## Start RECORDS SHOWN
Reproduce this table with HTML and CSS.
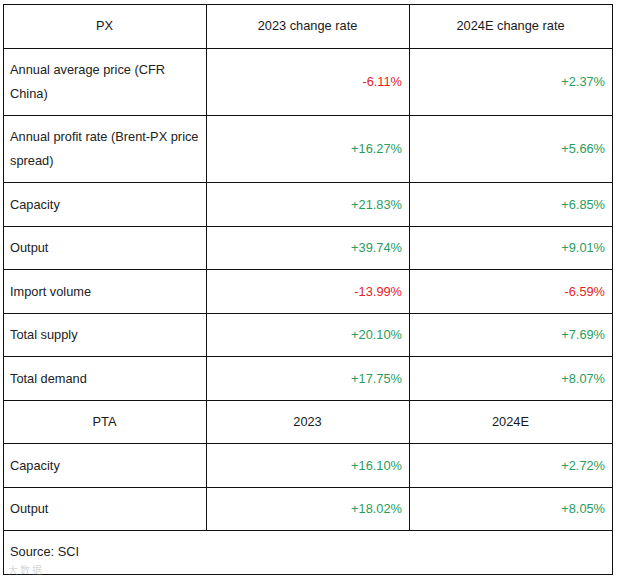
FILE: index.html
```html
<!DOCTYPE html>
<html>
<head>
<meta charset="utf-8">
<link rel="stylesheet" href="styles.css">
</head>
<body>
<div class="wrap">
<table class="data">
  <tr class="head"><td>PX</td><td>2023 change rate</td><td>2024E change rate</td></tr>
  <tr><td class="label">Annual average price (CFR China)</td><td class="num neg">-6.11%</td><td class="num pos">+2.37%</td></tr>
  <tr><td class="label">Annual profit rate (Brent-PX price spread)</td><td class="num pos">+16.27%</td><td class="num pos">+5.66%</td></tr>
  <tr><td class="label">Capacity</td><td class="num pos">+21.83%</td><td class="num pos">+6.85%</td></tr>
  <tr><td class="label">Output</td><td class="num pos">+39.74%</td><td class="num pos">+9.01%</td></tr>
  <tr><td class="label">Import volume</td><td class="num neg">-13.99%</td><td class="num neg">-6.59%</td></tr>
  <tr><td class="label">Total supply</td><td class="num pos">+20.10%</td><td class="num pos">+7.69%</td></tr>
  <tr><td class="label">Total demand</td><td class="num pos">+17.75%</td><td class="num pos">+8.07%</td></tr>
  <tr class="head"><td>PTA</td><td>2023</td><td>2024E</td></tr>
  <tr><td class="label">Capacity</td><td class="num pos">+16.10%</td><td class="num pos">+2.72%</td></tr>
  <tr><td class="label">Output</td><td class="num pos">+18.02%</td><td class="num pos">+8.05%</td></tr>
  <tr><td class="label source" colspan="3">Source: SCI</td></tr>
</table>
<div class="watermark">大数据</div>
</div>
</body>
</html>
```
FILE: styles.css
```css
html, body {
  margin: 0;
  padding: 0;
  background: #ffffff;
}
body {
  font-family: "Liberation Sans", Arial, sans-serif;
  font-size: 12.8px;
  color: #222222;
}
.wrap {
  position: relative;
  padding: 4px 0 0 3px;
}
.data {
  border-collapse: collapse;
  width: 610px;
  table-layout: fixed;
}
.data td {
  border: 1px solid #111111;
  padding: 9.3px 7px 9.3px 6px;
  line-height: 23.9px;
  vertical-align: middle;
  width: 33.33%;
}
.data tr:last-child td {
  padding-top: 9px;
  padding-bottom: 10px;
}
.head td {
  text-align: center;
  color: #1a1a1a;
}
.data td.label {
  text-align: left;
  padding-right: 4px;
}
.num {
  text-align: right;
}
.neg {
  color: #e3231f;
}
.pos {
  color: #2a9d5c;
}
.watermark {
  position: absolute;
  left: 8px;
  top: 564px;
  font-family: "Noto Sans CJK SC", sans-serif;
  font-size: 10px;
  line-height: 11px;
  color: rgba(150, 150, 150, 0.4);
  letter-spacing: 2px;
}
```
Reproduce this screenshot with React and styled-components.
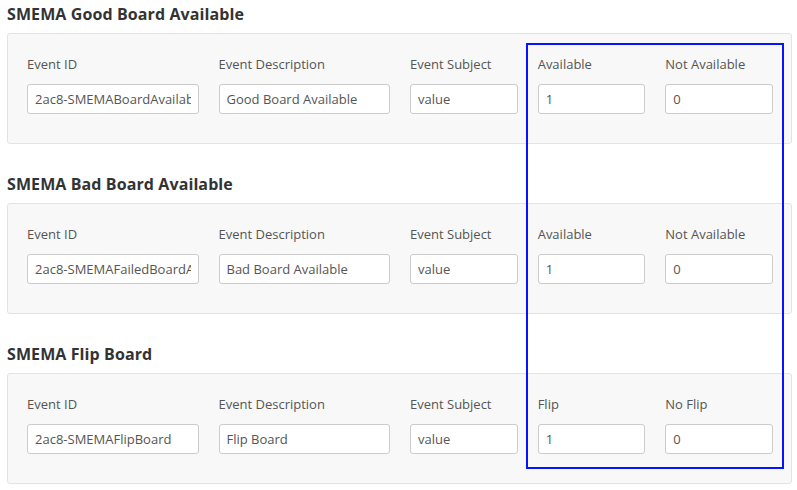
import React from "react";
import styled, { createGlobalStyle } from "styled-components";

const Global = createGlobalStyle`
  html, body { margin: 0; padding: 0; background: #fff; }
  body { font-family: "Open Sans", "Noto Sans", sans-serif; color: #333; }
  * { box-sizing: border-box; }
`;

const Page = styled.div`
  position: relative;
  padding: 3px 5px 0 7px;
`;

const Section = styled.section`
  margin-bottom: 29px;
`;

const Title = styled.h3`
  margin: 0 0 8px;
  font-size: 16px;
  line-height: 22px;
  font-weight: 700;
  letter-spacing: 0.1px;
  color: #333;
`;

const Well = styled.div`
  display: grid;
  grid-template-columns: 25% 25% 16.6667% 16.6667% 16.6667%;
  padding: 20px 8px 29px 9px;
  background: #f8f8f8;
  border: 1px solid #e3e3e3;
  border-radius: 3px;
`;

const Field = styled.div`
  display: flex;
  flex-direction: column;
  padding: 0 10px;
  min-width: 0;
`;

const Label = styled.label`
  font-size: 13px;
  line-height: 20px;
  color: #555;
  margin-bottom: 10px;
  white-space: nowrap;
`;

const Input = styled.input`
  width: 100%;
  height: 30px;
  padding: 0 7px;
  font-family: "Open Sans", "Noto Sans", sans-serif;
  font-size: 13px;
  color: #555;
  background: #fff;
  border: 1px solid #ccc;
  border-radius: 3px;
  outline: none;
`;

const Highlight = styled.div`
  position: absolute;
  left: 526px;
  top: 43px;
  width: 258px;
  height: 426px;
  border: 2px solid #0514ff;
  pointer-events: none;
`;

const sections = [
  {
    title: "SMEMA Good Board Available",
    id: "2ac8-SMEMABoardAvailable",
    desc: "Good Board Available",
    a: "Available",
    b: "Not Available",
  },
  {
    title: "SMEMA Bad Board Available",
    id: "2ac8-SMEMAFailedBoardAvailable",
    desc: "Bad Board Available",
    a: "Available",
    b: "Not Available",
  },
  {
    title: "SMEMA Flip Board",
    id: "2ac8-SMEMAFlipBoard",
    desc: "Flip Board",
    a: "Flip",
    b: "No Flip",
  },
];

export default function App() {
  return (
    <Page>
      <Global />
      {sections.map((s) => (
        <Section key={s.title}>
          <Title>{s.title}</Title>
          <Well>
            <Field>
              <Label>Event ID</Label>
              <Input readOnly value={s.id} />
            </Field>
            <Field>
              <Label>Event Description</Label>
              <Input readOnly value={s.desc} />
            </Field>
            <Field>
              <Label>Event Subject</Label>
              <Input readOnly value="value" />
            </Field>
            <Field>
              <Label>{s.a}</Label>
              <Input readOnly value="1" />
            </Field>
            <Field>
              <Label>{s.b}</Label>
              <Input readOnly value="0" />
            </Field>
          </Well>
        </Section>
      ))}
      <Highlight />
    </Page>
  );
}
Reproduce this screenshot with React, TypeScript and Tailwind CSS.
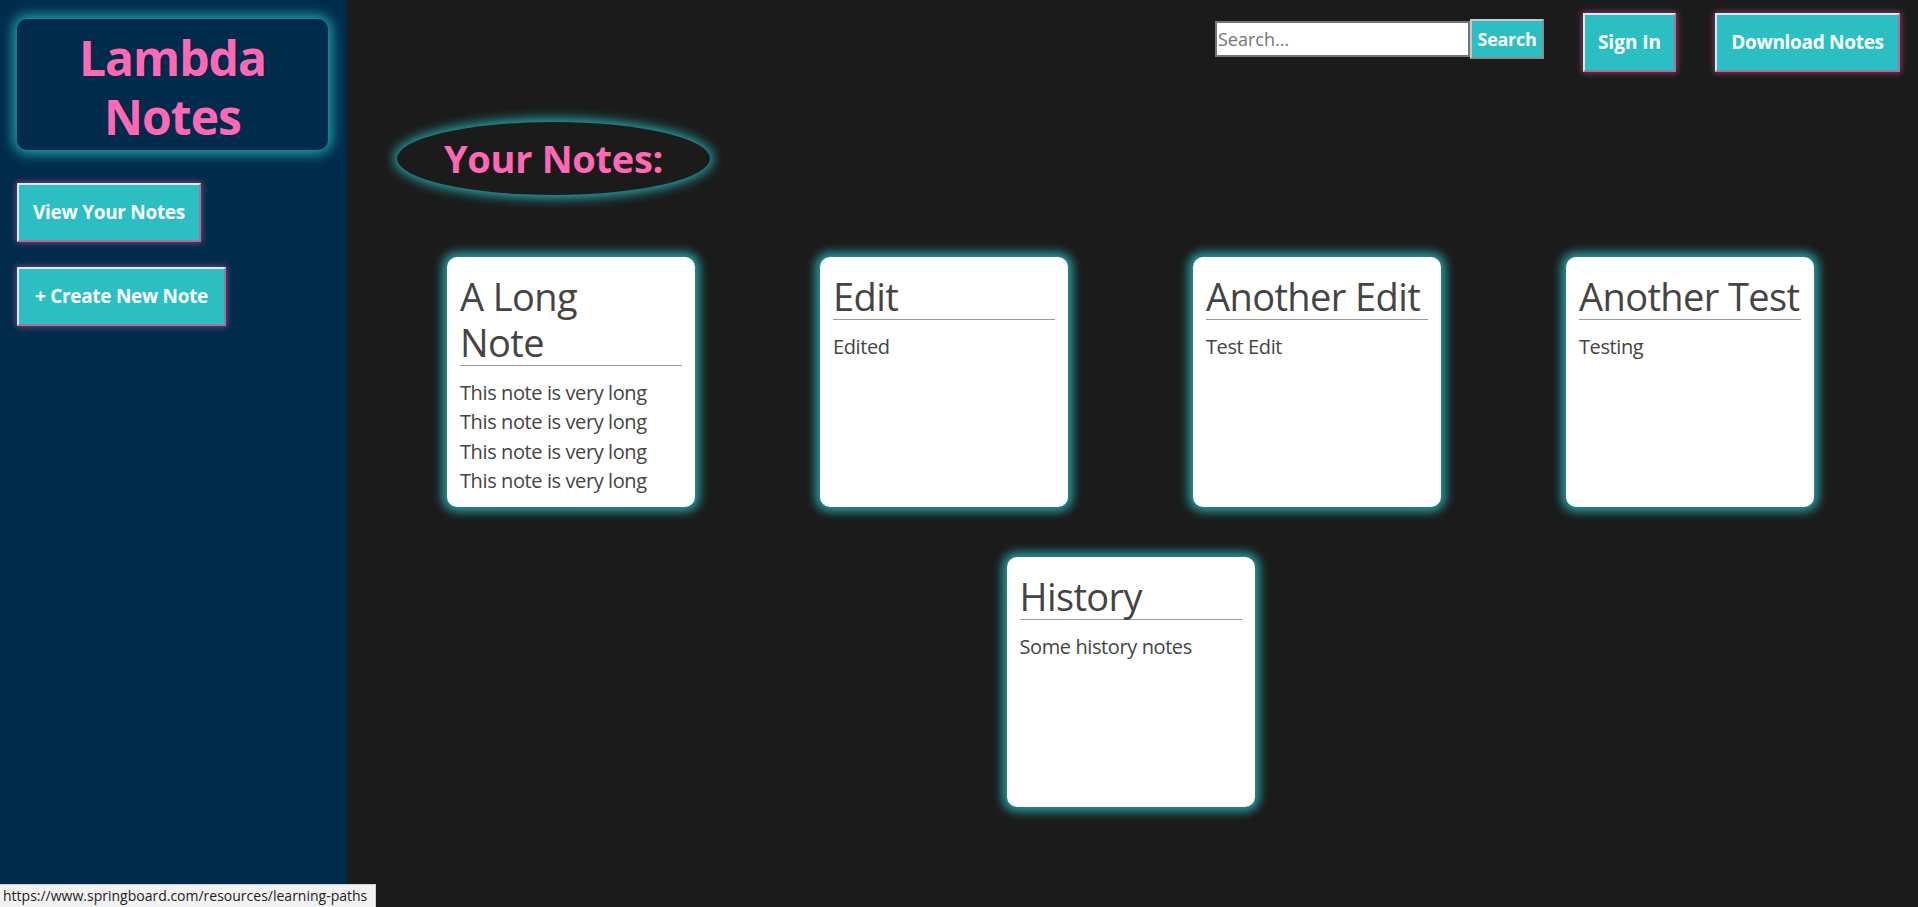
## End RECORDS SHOWN
> _OBJECTIVE_
Where does the word "styled" appear? Return each line that holds it.

> _OUTPUT OF THE TASK_
Reproduce this screenshot with React and styled-components.
import styled, { createGlobalStyle } from "styled-components";
const Page = styled.div`
const Section = styled.section`
const Title = styled.h3`
const Well = styled.div`
const Field = styled.div`
const Label = styled.label`
const Input = styled.input`
const Highlight = styled.div`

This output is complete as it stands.